Brooser Bear said...

That must have been AWESOME! If not illegal, what kind of stuff were you posting that got you guys banned from corporate servers? Dark Web. I gotta visit it sometime.

RipperX said...

We didn't get banned, we offered free web space for sites that had been. We didn't agree with a lot of the content, but we did believe that the creators had the right to say it. Religious nuts, racist pigs, satanic cultists, dead things . . . lots of dead things! We were big supporters of impure thoughts, and alternative ways of thinking. Explorers of the taboo! And today I'm running a PG blog about tabletop gaming, which is rather funny when you think about it.

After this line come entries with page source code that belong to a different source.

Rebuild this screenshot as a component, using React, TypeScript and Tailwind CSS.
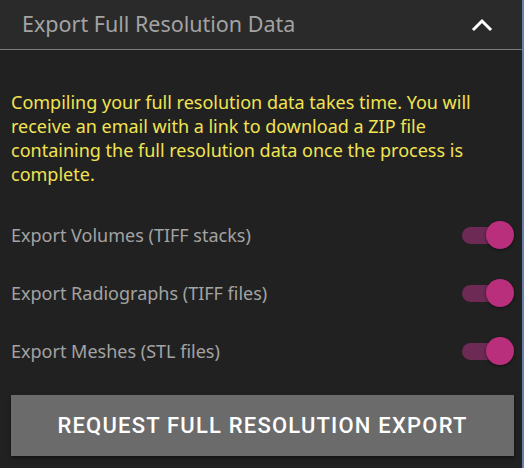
import React from 'react';

const options = [
    'Export Volumes (TIFF stacks)',
    'Export Radiographs (TIFF files)',
    'Export Meshes (STL files)',
];

function Toggle() {
    return (
        <div className="relative flex h-[28px] w-[52px] items-center">
            <div className="h-[17px] w-[38px] rounded-full bg-[#6c2a55]" />
            <div className="absolute right-0 top-0 h-[28px] w-[28px] rounded-full bg-[#b92f7b] shadow-[0_1px_3px_rgba(0,0,0,0.5)]" />
        </div>
    );
}

export default function App() {
    return (
        <main className="flex h-[468px] w-[524px] bg-[#212121] font-['Noto_Sans',sans-serif]">
            <div className="flex flex-1 flex-col">
                <header className="flex h-[50px] items-center justify-between border-b border-[#7a7a7a] bg-[#2a2a2a] pl-[22px] pr-[29px]">
                    <h1 className="text-[21.5px] text-[#a3a3a3]">Export Full Resolution Data</h1>
                    <svg width="22" height="14" viewBox="0 0 22 14" fill="none" stroke="white" strokeWidth="3" strokeLinecap="square">
                        <path d="M3 11 L11 3 L19 11" />
                    </svg>
                </header>
                <section className="flex flex-col pl-[11px] pr-[8px] pt-[40px]">
                    <p className="pr-[10px] text-[18px] leading-[24px] text-[#f2e452]">
                        Compiling your full resolution data takes time. You will receive an email with a link to download a ZIP file containing the full resolution data once the process is complete.
                    </p>
                    <div className="mt-[20px] flex flex-col">
                        {options.map((label) => (
                            <div key={label} className="flex h-[58px] items-center justify-between">
                                <span className="text-[18px] text-[#a3a3a3]">{label}</span>
                                <Toggle />
                            </div>
                        ))}
                    </div>
                    <button className="mt-[15px] flex h-[61px] items-center justify-center bg-[#6b6b6b] font-['Roboto',sans-serif] text-[22px] font-medium tracking-[1.2px] text-white shadow-[0_2px_4px_rgba(0,0,0,0.5)]">
                        REQUEST FULL RESOLUTION EXPORT
                    </button>
                </section>
            </div>
            <div className="w-[2px] bg-[#6b7fa8]" />
        </main>
    );
}
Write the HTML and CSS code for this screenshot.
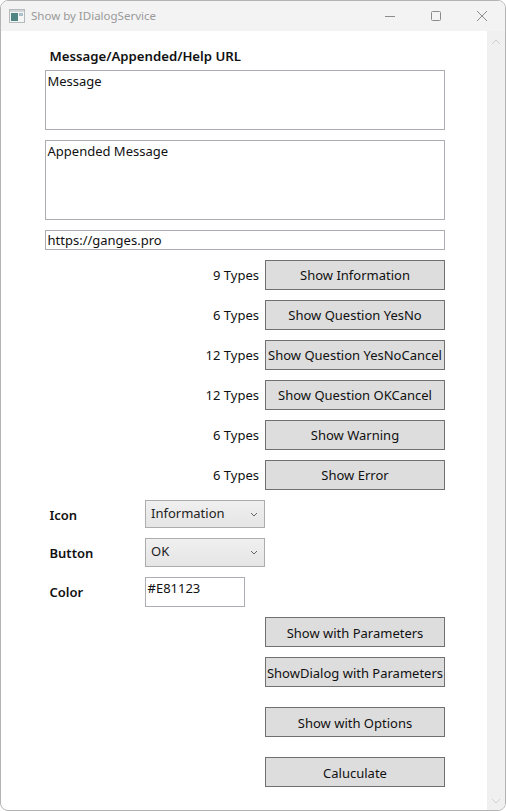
FILE: index.html
```html
<!DOCTYPE html>
<html lang="en">
<head>
  <meta charset="UTF-8" />
  <title>Show by IDialogService</title>
  <link rel="stylesheet" href="styles.css">
</head>
<body>
  <div class="window">
    <header class="titlebar">
      <svg class="app-icon" width="16" height="14" viewBox="0 0 16 14">
        <rect x="0.5" y="0.5" width="15" height="13" fill="#f4f6f6" stroke="#b4babc"/>
        <rect x="1" y="1" width="14" height="2" fill="#d2d6d8"/>
        <rect x="2" y="4" width="7" height="8" fill="#4f8683"/>
        <rect x="10" y="4" width="4" height="3" fill="#a9c0c8"/>
      </svg>
      <span class="title">Show by IDialogService</span>
      <div class="caption">
        <svg width="46" height="31" viewBox="0 0 46 31"><path d="M18 15.5h10" stroke="#8c8c8c" fill="none"/></svg>
        <svg width="46" height="31" viewBox="0 0 46 31"><rect x="18.5" y="10.5" width="9" height="9" rx="1" stroke="#8c8c8c" fill="none"/></svg>
        <svg width="46" height="31" viewBox="0 0 46 31"><path d="M18 10l10 10M28 10L18 20" stroke="#8c8c8c" fill="none"/></svg>
      </div>
    </header>

    <div class="client">
      <main class="content">
        <div class="heading">Message/Appended/Help URL</div>
        <div class="textbox message">Message</div>
        <div class="textbox appended">Appended Message</div>
        <div class="textbox url">https://ganges.pro</div>

        <div class="type-row"><span>9 Types</span><button class="btn">Show Information</button></div>
        <div class="type-row"><span>6 Types</span><button class="btn">Show Question YesNo</button></div>
        <div class="type-row"><span>12 Types</span><button class="btn">Show Question YesNoCancel</button></div>
        <div class="type-row"><span>12 Types</span><button class="btn">Show Question OKCancel</button></div>
        <div class="type-row"><span>6 Types</span><button class="btn">Show Warning</button></div>
        <div class="type-row"><span>6 Types</span><button class="btn">Show Error</button></div>

        <div class="field icon-field">
          <label>Icon</label>
          <div class="combo">Information
            <svg width="8" height="5" viewBox="0 0 8 5"><path d="M1 1l3 3 3-3" stroke="#666" fill="none"/></svg>
          </div>
        </div>
        <div class="field button-field">
          <label>Button</label>
          <div class="combo tall">OK
            <svg width="8" height="5" viewBox="0 0 8 5"><path d="M1 1l3 3 3-3" stroke="#666" fill="none"/></svg>
          </div>
        </div>
        <div class="field color-field">
          <label>Color</label>
          <div class="textbox color">#E81123</div>
        </div>

        <div class="actions">
          <button class="btn">Show with Parameters</button>
          <button class="btn">ShowDialog with Parameters</button>
          <button class="btn gap">Show with Options</button>
          <button class="btn gap">Caluculate</button>
        </div>
      </main>

      <aside class="scrollbar">
        <svg width="10" height="6" viewBox="0 0 10 6"><path d="M1 5l4-4 4 4" stroke="#cfcfcf" fill="none"/></svg>
        <svg width="10" height="6" viewBox="0 0 10 6"><path d="M1 1l4 4 4-4" stroke="#cfcfcf" fill="none"/></svg>
      </aside>
    </div>
  </div>
</body>
</html>
```

FILE: styles.css
```css
* {
  box-sizing: border-box;
}
html, body {
  margin: 0;
  height: 100%;
  background: #fff;
}
body {
  font-family: "Noto Sans", "Open Sans", sans-serif;
  font-size: 13px;
  color: #111;
}

.window {
  width: 506px;
  height: 811px;
  display: flex;
  flex-direction: column;
  border: 1px solid #b4b4b4;
  border-radius: 8px;
  overflow: hidden;
  background: #fff;
}

/* TITLE BAR */
.titlebar {
  height: 30px;
  flex: none;
  display: flex;
  align-items: center;
  padding-left: 8px;
  background: #f3f3f3;
}
.app-icon {
  margin-right: 6px;
}
.title {
  font-size: 11.5px;
  color: #9a9a9a;
  margin-bottom: 2px;
}
.caption {
  margin-left: auto;
  display: flex;
}

.client {
  flex: 1;
  display: flex;
  min-height: 0;
}

.content {
  width: 487px;
  padding-left: 44px;
}

.heading {
  height: 39px;
  padding: 15px 0 0 4.5px;
  font-size: 13.2px;
  font-weight: 600;
  line-height: 20px;
}

.textbox {
  width: 400px;
  border: 1px solid #abadb3;
  padding: 0 1.5px;
  line-height: 20px;
  background: #fff;
}
.message {
  height: 60px;
  margin-bottom: 10px;
}
.appended {
  height: 80px;
  margin-bottom: 10px;
}
.url {
  height: 20px;
  line-height: 18px;
  margin-bottom: 10px;
}

.type-row {
  display: flex;
  justify-content: flex-end;
  align-items: center;
  gap: 6px;
  width: 400px;
  margin-bottom: 10px;
}

.btn {
  width: 180px;
  height: 30px;
  padding: 1px 0 0;
  border: 1px solid #707070;
  background: #dddddd;
  font-family: inherit;
  font-size: 13px;
  color: #111;
  white-space: nowrap;
}
.type-row .btn {
  padding: 0;
}

.field {
  display: flex;
  align-items: flex-start;
}
.field label {
  width: 100px;
  padding: 5px 0 0 4.5px;
  font-weight: 600;
  line-height: 20px;
}
.icon-field {
  height: 38px;
}
.button-field {
  height: 39px;
}
.color-field {
  height: 40px;
}

.combo {
  width: 120px;
  height: 28px;
  display: flex;
  align-items: center;
  justify-content: space-between;
  padding: 0 6px 3px 5px;
  border: 1px solid #acacac;
  background: linear-gradient(#f0f0f0, #e5e5e5);
  color: #222;
}
.combo svg {
  margin-top: 3px;
}
.combo.tall {
  height: 29px;
}
.color {
  width: 100px;
  height: 30px;
}

.actions {
  display: flex;
  flex-direction: column;
  align-items: flex-end;
  gap: 10px;
  width: 400px;
}
.actions .gap {
  margin-top: 10px;
}

/* SCROLLBAR */
.scrollbar {
  width: 18px;
  flex: none;
  display: flex;
  flex-direction: column;
  justify-content: space-between;
  align-items: center;
  padding: 8px 0 6px;
  background: #f0f0f0;
}
```
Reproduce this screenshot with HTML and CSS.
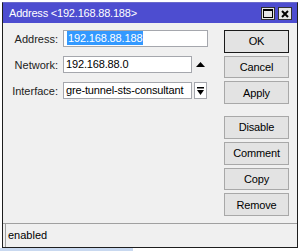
FILE: index.html
```html
<!DOCTYPE html>
<html lang="en">
<head>
    <meta charset="UTF-8">
    <title>Address</title>
    <link rel="stylesheet" href="styles.css">
</head>
<body>

    <div class="window">
        <!-- Title bar -->
        <div class="titlebar">
            <span class="title">Address &lt;192.168.88.188&gt;</span>
            <div class="title-buttons">
                <span class="tbtn">
                    <svg width="10" height="9" viewBox="0 0 10 9"><rect x="0.5" y="0.5" width="9" height="8" fill="none" stroke="#000"/><rect x="0" y="0" width="10" height="2" fill="#000"/></svg>
                </span>
                <span class="tbtn">
                    <svg width="8" height="8" viewBox="0 0 8 8"><path d="M1 1 L7 7 M7 1 L1 7" stroke="#000" stroke-width="2"/></svg>
                </span>
            </div>
        </div>

        <div class="body">
            <!-- Fields -->
            <div class="form">
                <div class="row">
                    <span class="label">Address:</span>
                    <div class="field wide"><span class="selected">192.168.88.188</span></div>
                </div>
                <div class="row">
                    <span class="label">Network:</span>
                    <div class="field">192.168.88.0</div>
                    <span class="side">
                        <svg width="9" height="5" viewBox="0 0 9 5"><path d="M0 5 L4.5 0 L9 5 Z" fill="#000"/></svg>
                    </span>
                </div>
                <div class="row">
                    <span class="label">Interface:</span>
                    <div class="field">gre-tunnel-sts-consultant</div>
                    <span class="drop">
                        <svg width="7" height="8" viewBox="0 0 7 8"><rect x="0" y="0" width="7" height="1.5" fill="#000"/><path d="M0 3 L7 3 L3.5 8 Z" fill="#000"/></svg>
                    </span>
                </div>
            </div>

            <!-- Action buttons -->
            <div class="actions">
                <button class="btn default">OK</button>
                <button class="btn">Cancel</button>
                <button class="btn">Apply</button>
                <div class="spacer"></div>
                <button class="btn">Disable</button>
                <button class="btn">Comment</button>
                <button class="btn">Copy</button>
                <button class="btn">Remove</button>
            </div>
        </div>

        <!-- Status bar -->
        <div class="status">
            <div class="status-field">enabled</div>
        </div>
    </div>

    <div class="below">
        <div class="below-left"></div>
    </div>

</body>
</html>
```

FILE: styles.css
```css
body {
    margin: 0;
    background-color: #ffffff;
    font-family: "Liberation Sans", Arial, sans-serif;
    font-size: 11px;
    color: #000;
}

.window {
    width: 294px;
    margin: 2px 0 0 2px;
    border: 1px solid #1e1e1e;
    border-top: 1px solid #6a6acc;
    background-color: #f0f0f0;
}

/* Title bar */
.titlebar {
    height: 20px;
    display: flex;
    align-items: center;
    justify-content: space-between;
    padding: 0 5px 0 6px;
    background-color: #4d4dd0;
}

.title {
    color: #fff;
    font-size: 11px;
    letter-spacing: -0.2px;
}

.title-buttons {
    display: flex;
    gap: 3px;
    padding-top: 1px;
}

.tbtn {
    width: 12px;
    height: 11px;
    border: 1px solid #333;
    background-color: #e6e6e6;
    display: flex;
    align-items: center;
    justify-content: center;
}

/* Body */
.body {
    display: flex;
    justify-content: space-between;
    padding: 7px 8px 7px 0;
    height: 186px;
}

.form {
    display: flex;
    flex-direction: column;
    gap: 9px;
}

.row {
    display: flex;
    align-items: center;
    height: 17px;
}

.label {
    width: 55px;
    text-align: right;
    padding-right: 5px;
    color: #222;
}

.field {
    width: 125px;
    height: 15px;
    line-height: 15px;
    padding-left: 2px;
    border: 1px solid #a5a7ad;
    background-color: #fff;
    white-space: nowrap;
    overflow: hidden;
    letter-spacing: -0.15px;
}

.field.wide {
    width: 140px;
    padding-left: 3px;
}

.selected {
    background-color: #3399ff;
    color: #fff;
    padding: 1px 1px;
}

.side {
    width: 16px;
    display: flex;
    justify-content: center;
    margin-left: 0;
}

.drop {
    width: 11px;
    height: 15px;
    margin-left: 2px;
    border: 1px solid #a5a7ad;
    background-color: #fff;
    display: flex;
    align-items: center;
    justify-content: center;
}

/* Buttons column */
.actions {
    display: flex;
    flex-direction: column;
    gap: 3px;
    width: 65px;
}

.btn {
    height: 23px;
    font-family: "Liberation Sans", Arial, sans-serif;
    font-size: 11px;
    letter-spacing: -0.15px;
    color: #000;
    background-color: #e3e3e3;
    border: 1px solid #a8a8a8;
    padding: 0;
}

.btn.default {
    border-color: #1a1a1a;
}

.spacer {
    height: 6px;
}

/* Status bar */
.status {
    border-top: 1px solid #a0a0a0;
    padding-left: 2px;
}

.status-field {
    height: 23px;
    line-height: 22px;
    padding-left: 2px;
    border-left: 1px solid #a0a0a0;
}

.below {
    height: 3px;
    background-color: #fff;
}

.below-left {
    width: 133px;
    height: 3px;
    background-color: #c9d9f0;
}
```
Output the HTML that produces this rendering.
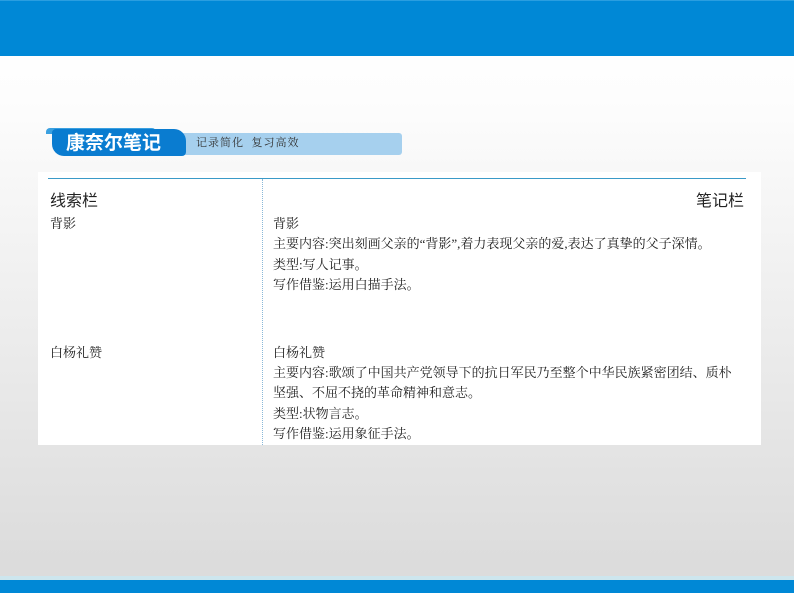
<!DOCTYPE html><html><head><meta charset="utf-8"><style>
body{margin:0;width:794px;height:593px;overflow:hidden;position:relative;background:linear-gradient(#ffffff 0px,#fdfdfd 100px,#dcdcdc 560px);font-family:"Liberation Serif","Noto Serif CJK SC",serif;}
.a{position:absolute}
.t{position:absolute;font-size:13px;color:#222;white-space:nowrap;line-height:14px}
</style></head><body>
<div class="a" style="left:0;top:0;width:794px;height:55px;background:#0088d6;border-top:1px solid #2a9ee0"></div>
<div class="a" style="left:0;top:576px;width:794px;height:4px;background:#cde6ee"></div>
<div class="a" style="left:0;top:580px;width:794px;height:13px;background:#0088d6"></div>
<div class="a" style="left:170px;top:133px;width:232px;height:22px;background:#a6d0ee;border-radius:3px"></div>
<div class="a" style="left:46px;top:128px;width:110px;height:6px;background:#3aa0e0;border-radius:4px 4px 0 0"></div>
<div class="a" style="left:52px;top:129px;width:134px;height:27px;background:#0a7cd0;border-radius:4px 12px 4px 12px"></div>
<div class="a" style="left:66px;top:130px;font:bold 19px 'Noto Sans CJK SC',sans-serif;color:#fff;line-height:24px">康奈尔笔记</div>
<div class="a" style="left:196px;top:137px;font-size:11px;color:#333;letter-spacing:1px;line-height:13px">记录简化&nbsp;&nbsp;复习高效</div>
<div class="a" style="left:38px;top:172px;width:723px;height:273px;background:#fff"></div>
<div class="a" style="left:48px;top:178px;width:698px;height:1px;background:#3a9ac8"></div>
<div class="a" style="left:262px;top:179px;height:266px;border-left:1px dotted #8ab8d8"></div>
<div class="a" style="left:50px;top:189px;font-size:16px;color:#222;font-family:'Noto Sans CJK SC',sans-serif;line-height:20px">线索栏</div>
<div class="a" style="left:696px;top:189px;font-size:16px;color:#222;font-family:'Noto Sans CJK SC',sans-serif;line-height:20px">笔记栏</div>
<div class="t" style="left:50px;top:217px">背影</div>
<div class="t" style="left:50px;top:346px">白杨礼赞</div>
<div class="t" style="left:273px;top:217px">背影</div>
<div class="t" style="left:273px;top:237px">主要内容:突出刻画父亲的“背影”,着力表现父亲的爱,表达了真挚的父子深情。</div>
<div class="t" style="left:273px;top:258px">类型:写人记事。</div>
<div class="t" style="left:273px;top:278px">写作借鉴:运用白描手法。</div>
<div class="t" style="left:273px;top:346px">白杨礼赞</div>
<div class="t" style="left:273px;top:366px">主要内容:歌颂了中国共产党领导下的抗日军民乃至整个中华民族紧密团结、质朴</div>
<div class="t" style="left:273px;top:386px">坚强、不屈不挠的革命精神和意志。</div>
<div class="t" style="left:273px;top:407px">类型:状物言志。</div>
<div class="t" style="left:273px;top:427px">写作借鉴:运用象征手法。</div>
</body></html>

I'd stay away from the Dark Web, Brooser. Dark Net is just a fancy term for not indexed by search engines, and while there are sites that have been banned by Google for being too offensive or legally sketchy, the most common reason is that the websites are coded maliciously. It isn't all that safe on the surface web, but it is really bad under it. There is a lot of risk involved, and very little pay off.

Unknown said...

I live in the 2nd largest city in Denmark. There is one well-known "nerd-store" that has two departments. RPG-stuff and paintball stuff. The RPG-side is mostly filled with LARPG-stuff like foam-swords and warhammer miniatures. There are a couple of shelves but only with pathfinder, 5th edition DnD and some Star Wars rulebooks. They barely have any dice; one big jar of random dice and then sets of 6-sided for warhammer.

The clerk was nice to refer me to a different store, and I had found my slice of nostalgic paradise. It was way smaller, but there were a lot more people. Mostly because they had a gaming-room for old consoles (ps1, n64, snes, etc) and a table for magic: the gathering. What they also have are packed shelves of every ruleset of DnD ever released. All used, but many can be found in mint condition, all half the price of a new 5th edition book would cost and even some extra stuff like a DM-screen and whole adventure-box-sets. I was almost jumping up and down in happiness.

The store is small, but it's a little slice of heaven. I just had to go on a little adventure of the beaten path and ask around.